● PROBLEM:
Set down each line of the material that follows, exactly, with no pictures.
START
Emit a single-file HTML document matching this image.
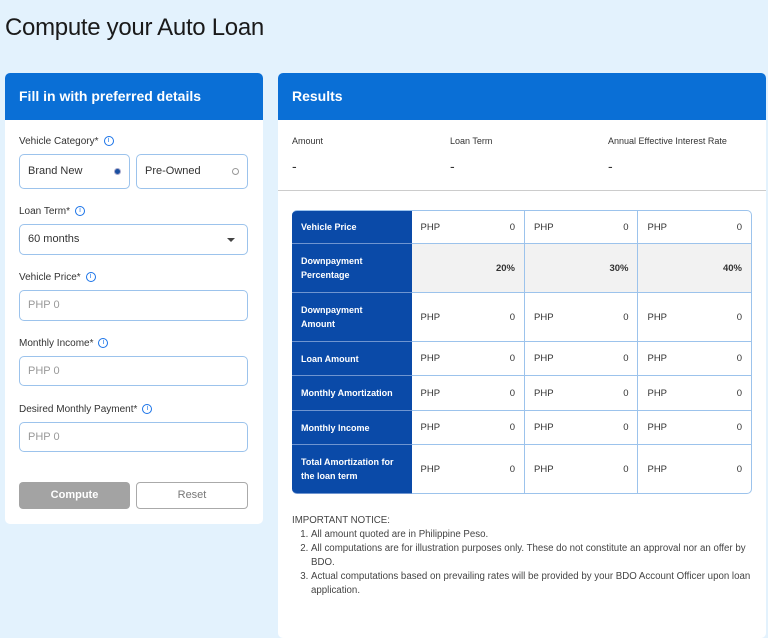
<!DOCTYPE html>
<html><head><style>
*{box-sizing:border-box;margin:0;padding:0}
body{width:768px;height:630px;background:#e3f2fd;font-family:"Liberation Sans",sans-serif;color:#333;position:relative;overflow:hidden}
.abs{position:absolute}
h1{position:absolute;left:5px;top:14px;font-size:24px;font-weight:normal;color:#1a1a1a;letter-spacing:-0.3px}
.card{position:absolute;background:#fff;border-radius:5px;overflow:hidden}
.hd{background:#0a6fd6;color:#fff;font-weight:bold;font-size:14px;height:47px;line-height:47px;padding-left:14px}
.lbl{position:absolute;left:19px;font-size:10px;color:#333}
.i{display:inline-block;width:10px;height:10px;border:1px solid #1a73e8;border-radius:50%;font-size:7px;line-height:8px;text-align:center;color:#1a73e8;margin-left:5px;vertical-align:middle}
.box{position:absolute;border:1px solid #9cc3ec;border-radius:5px;font-size:11px;color:#333;padding-left:8px}
.ph{color:#999}
table{position:absolute;left:292px;top:210px;width:460px;border-collapse:separate;border-spacing:0;font-size:9.5px}
td{border-right:1px solid #9cc3ec;border-bottom:1px solid #9cc3ec;padding:0 9px}
td.l{background:#0a4aa8;color:#fff;font-weight:bold;width:119px;border-bottom:1px solid #6f95d0;border-right:none;padding-left:9px;line-height:14px;font-size:9px}
tr:first-child td{border-top:1px solid #9cc3ec}
tr:first-child td.l{border-top-left-radius:5px}
tr:last-child td.l{border-bottom-left-radius:5px}
tr:first-child td:last-child{border-top-right-radius:5px}
tr:last-child td:last-child{border-bottom-right-radius:5px}
td.v{width:113px}
td.v span{float:right}
tr.g td.v{background:#f2f2f2;text-align:right;font-weight:bold}
</style></head><body>
<h1>Compute your Auto Loan</h1>
<div class="card" style="left:5px;top:73px;width:258px;height:451px">
<div class="hd">Fill in with preferred details</div>
</div>
<div class="lbl" style="top:136px">Vehicle Category*<span class="i">i</span></div>
<div class="box" style="left:19px;top:154px;width:111px;height:35px;line-height:33px">Brand New<span class="abs" style="right:8px;top:13px;width:7px;height:7px;border-radius:50%;background:#1a4fa0;border:1px solid #aac"></span></div>
<div class="box" style="left:136px;top:154px;width:112px;height:35px;line-height:33px">Pre-Owned<span class="abs" style="right:8px;top:13px;width:7px;height:7px;border-radius:50%;border:1px solid #999"></span></div>
<div class="lbl" style="top:206px">Loan Term*<span class="i">i</span></div>
<div class="box" style="left:19px;top:224px;width:229px;height:31px;line-height:29px">60 months<span class="abs" style="right:12px;top:13px;border-left:4px solid transparent;border-right:4px solid transparent;border-top:4px solid #444"></span></div>
<div class="lbl" style="top:272px">Vehicle Price*<span class="i">i</span></div>
<div class="box ph" style="left:19px;top:290px;width:229px;height:31px;line-height:29px">PHP 0</div>
<div class="lbl" style="top:338px">Monthly Income*<span class="i">i</span></div>
<div class="box ph" style="left:19px;top:356px;width:229px;height:30px;line-height:28px">PHP 0</div>
<div class="lbl" style="top:404px">Desired Monthly Payment*<span class="i">i</span></div>
<div class="box ph" style="left:19px;top:422px;width:229px;height:30px;line-height:28px">PHP 0</div>
<div class="abs" style="left:19px;top:482px;width:111px;height:27px;background:#a3a3a3;border-radius:4px;color:#fff;font-size:11px;font-weight:bold;text-align:center;line-height:27px">Compute</div>
<div class="abs" style="left:136px;top:482px;width:112px;height:27px;border:1px solid #aaa;border-radius:4px;color:#777;font-size:11px;text-align:center;line-height:25px">Reset</div>

<div class="card" style="left:278px;top:73px;width:488px;height:565px">
<div class="hd">Results</div>
</div>
<div class="abs" style="left:292px;top:136px;font-size:9px">Amount</div>
<div class="abs" style="left:450px;top:136px;font-size:9px">Loan Term</div>
<div class="abs" style="left:608px;top:136px;font-size:9px">Annual Effective Interest Rate</div>
<div class="abs" style="left:292px;top:158px;font-size:14px">-</div>
<div class="abs" style="left:450px;top:158px;font-size:14px">-</div>
<div class="abs" style="left:608px;top:158px;font-size:14px">-</div>
<div class="abs" style="left:278px;top:190px;width:488px;height:1px;background:#ccc"></div>
<table>
<tr style="height:34px"><td class="l">Vehicle Price</td><td class="v">PHP<span>0</span></td><td class="v">PHP<span>0</span></td><td class="v">PHP<span>0</span></td></tr>
<tr class="g" style="height:49px"><td class="l">Downpayment<br>Percentage</td><td class="v">20%</td><td class="v">30%</td><td class="v">40%</td></tr>
<tr style="height:49px"><td class="l">Downpayment<br>Amount</td><td class="v">PHP<span>0</span></td><td class="v">PHP<span>0</span></td><td class="v">PHP<span>0</span></td></tr>
<tr style="height:34px"><td class="l">Loan Amount</td><td class="v">PHP<span>0</span></td><td class="v">PHP<span>0</span></td><td class="v">PHP<span>0</span></td></tr>
<tr style="height:35px"><td class="l">Monthly Amortization</td><td class="v">PHP<span>0</span></td><td class="v">PHP<span>0</span></td><td class="v">PHP<span>0</span></td></tr>
<tr style="height:34px"><td class="l">Monthly Income</td><td class="v">PHP<span>0</span></td><td class="v">PHP<span>0</span></td><td class="v">PHP<span>0</span></td></tr>
<tr style="height:49px"><td class="l">Total Amortization for<br>the loan term</td><td class="v">PHP<span>0</span></td><td class="v">PHP<span>0</span></td><td class="v">PHP<span>0</span></td></tr>
</table>
<div class="abs" style="left:292px;top:514px;font-size:9.7px;line-height:14px;width:462px;color:#444">IMPORTANT NOTICE:
<ol style="padding-left:19px">
<li>All amount quoted are in Philippine Peso.</li>
<li>All computations are for illustration purposes only. These do not constitute an approval nor an offer by BDO.</li>
<li>Actual computations based on prevailing rates will be provided by your BDO Account Officer upon loan application.</li>
</ol></div>
</body></html>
END
● RESPONSE BELOW:
Emit a single-file HTML document matching this image.
<!DOCTYPE html>
<html><head><style>
*{box-sizing:border-box;margin:0;padding:0}
body{width:768px;height:630px;background:#e3f2fd;font-family:"Liberation Sans",sans-serif;color:#333;position:relative;overflow:hidden}
.abs{position:absolute}
h1{position:absolute;left:5px;top:14px;font-size:24px;font-weight:normal;color:#1a1a1a;letter-spacing:-0.3px}
.card{position:absolute;background:#fff;border-radius:5px;overflow:hidden}
.hd{background:#0a6fd6;color:#fff;font-weight:bold;font-size:14px;height:47px;line-height:47px;padding-left:14px}
.lbl{position:absolute;left:19px;font-size:10px;color:#333}
.i{display:inline-block;width:10px;height:10px;border:1px solid #1a73e8;border-radius:50%;font-size:7px;line-height:8px;text-align:center;color:#1a73e8;margin-left:5px;vertical-align:middle}
.box{position:absolute;border:1px solid #9cc3ec;border-radius:5px;font-size:11px;color:#333;padding-left:8px}
.ph{color:#999}
table{position:absolute;left:292px;top:210px;width:460px;border-collapse:separate;border-spacing:0;font-size:9.5px}
td{border-right:1px solid #9cc3ec;border-bottom:1px solid #9cc3ec;padding:0 9px}
td.l{background:#0a4aa8;color:#fff;font-weight:bold;width:119px;border-bottom:1px solid #6f95d0;border-right:none;padding-left:9px;line-height:14px;font-size:9px}
tr:first-child td{border-top:1px solid #9cc3ec}
tr:first-child td.l{border-top-left-radius:5px}
tr:last-child td.l{border-bottom-left-radius:5px}
tr:first-child td:last-child{border-top-right-radius:5px}
tr:last-child td:last-child{border-bottom-right-radius:5px}
td.v{width:113px}
td.v span{float:right}
tr.g td.v{background:#f2f2f2;text-align:right;font-weight:bold}
</style></head><body>
<h1>Compute your Auto Loan</h1>
<div class="card" style="left:5px;top:73px;width:258px;height:451px">
<div class="hd">Fill in with preferred details</div>
</div>
<div class="lbl" style="top:136px">Vehicle Category*<span class="i">i</span></div>
<div class="box" style="left:19px;top:154px;width:111px;height:35px;line-height:33px">Brand New<span class="abs" style="right:8px;top:13px;width:7px;height:7px;border-radius:50%;background:#1a4fa0;border:1px solid #aac"></span></div>
<div class="box" style="left:136px;top:154px;width:112px;height:35px;line-height:33px">Pre-Owned<span class="abs" style="right:8px;top:13px;width:7px;height:7px;border-radius:50%;border:1px solid #999"></span></div>
<div class="lbl" style="top:206px">Loan Term*<span class="i">i</span></div>
<div class="box" style="left:19px;top:224px;width:229px;height:31px;line-height:29px">60 months<span class="abs" style="right:12px;top:13px;border-left:4px solid transparent;border-right:4px solid transparent;border-top:4px solid #444"></span></div>
<div class="lbl" style="top:272px">Vehicle Price*<span class="i">i</span></div>
<div class="box ph" style="left:19px;top:290px;width:229px;height:31px;line-height:29px">PHP 0</div>
<div class="lbl" style="top:338px">Monthly Income*<span class="i">i</span></div>
<div class="box ph" style="left:19px;top:356px;width:229px;height:30px;line-height:28px">PHP 0</div>
<div class="lbl" style="top:404px">Desired Monthly Payment*<span class="i">i</span></div>
<div class="box ph" style="left:19px;top:422px;width:229px;height:30px;line-height:28px">PHP 0</div>
<div class="abs" style="left:19px;top:482px;width:111px;height:27px;background:#a3a3a3;border-radius:4px;color:#fff;font-size:11px;font-weight:bold;text-align:center;line-height:27px">Compute</div>
<div class="abs" style="left:136px;top:482px;width:112px;height:27px;border:1px solid #aaa;border-radius:4px;color:#777;font-size:11px;text-align:center;line-height:25px">Reset</div>

<div class="card" style="left:278px;top:73px;width:488px;height:565px">
<div class="hd">Results</div>
</div>
<div class="abs" style="left:292px;top:136px;font-size:9px">Amount</div>
<div class="abs" style="left:450px;top:136px;font-size:9px">Loan Term</div>
<div class="abs" style="left:608px;top:136px;font-size:9px">Annual Effective Interest Rate</div>
<div class="abs" style="left:292px;top:158px;font-size:14px">-</div>
<div class="abs" style="left:450px;top:158px;font-size:14px">-</div>
<div class="abs" style="left:608px;top:158px;font-size:14px">-</div>
<div class="abs" style="left:278px;top:190px;width:488px;height:1px;background:#ccc"></div>
<table>
<tr style="height:34px"><td class="l">Vehicle Price</td><td class="v">PHP<span>0</span></td><td class="v">PHP<span>0</span></td><td class="v">PHP<span>0</span></td></tr>
<tr class="g" style="height:49px"><td class="l">Downpayment<br>Percentage</td><td class="v">20%</td><td class="v">30%</td><td class="v">40%</td></tr>
<tr style="height:49px"><td class="l">Downpayment<br>Amount</td><td class="v">PHP<span>0</span></td><td class="v">PHP<span>0</span></td><td class="v">PHP<span>0</span></td></tr>
<tr style="height:34px"><td class="l">Loan Amount</td><td class="v">PHP<span>0</span></td><td class="v">PHP<span>0</span></td><td class="v">PHP<span>0</span></td></tr>
<tr style="height:35px"><td class="l">Monthly Amortization</td><td class="v">PHP<span>0</span></td><td class="v">PHP<span>0</span></td><td class="v">PHP<span>0</span></td></tr>
<tr style="height:34px"><td class="l">Monthly Income</td><td class="v">PHP<span>0</span></td><td class="v">PHP<span>0</span></td><td class="v">PHP<span>0</span></td></tr>
<tr style="height:49px"><td class="l">Total Amortization for<br>the loan term</td><td class="v">PHP<span>0</span></td><td class="v">PHP<span>0</span></td><td class="v">PHP<span>0</span></td></tr>
</table>
<div class="abs" style="left:292px;top:514px;font-size:9.7px;line-height:14px;width:462px;color:#444">IMPORTANT NOTICE:
<ol style="padding-left:19px">
<li>All amount quoted are in Philippine Peso.</li>
<li>All computations are for illustration purposes only. These do not constitute an approval nor an offer by BDO.</li>
<li>Actual computations based on prevailing rates will be provided by your BDO Account Officer upon loan application.</li>
</ol></div>
</body></html>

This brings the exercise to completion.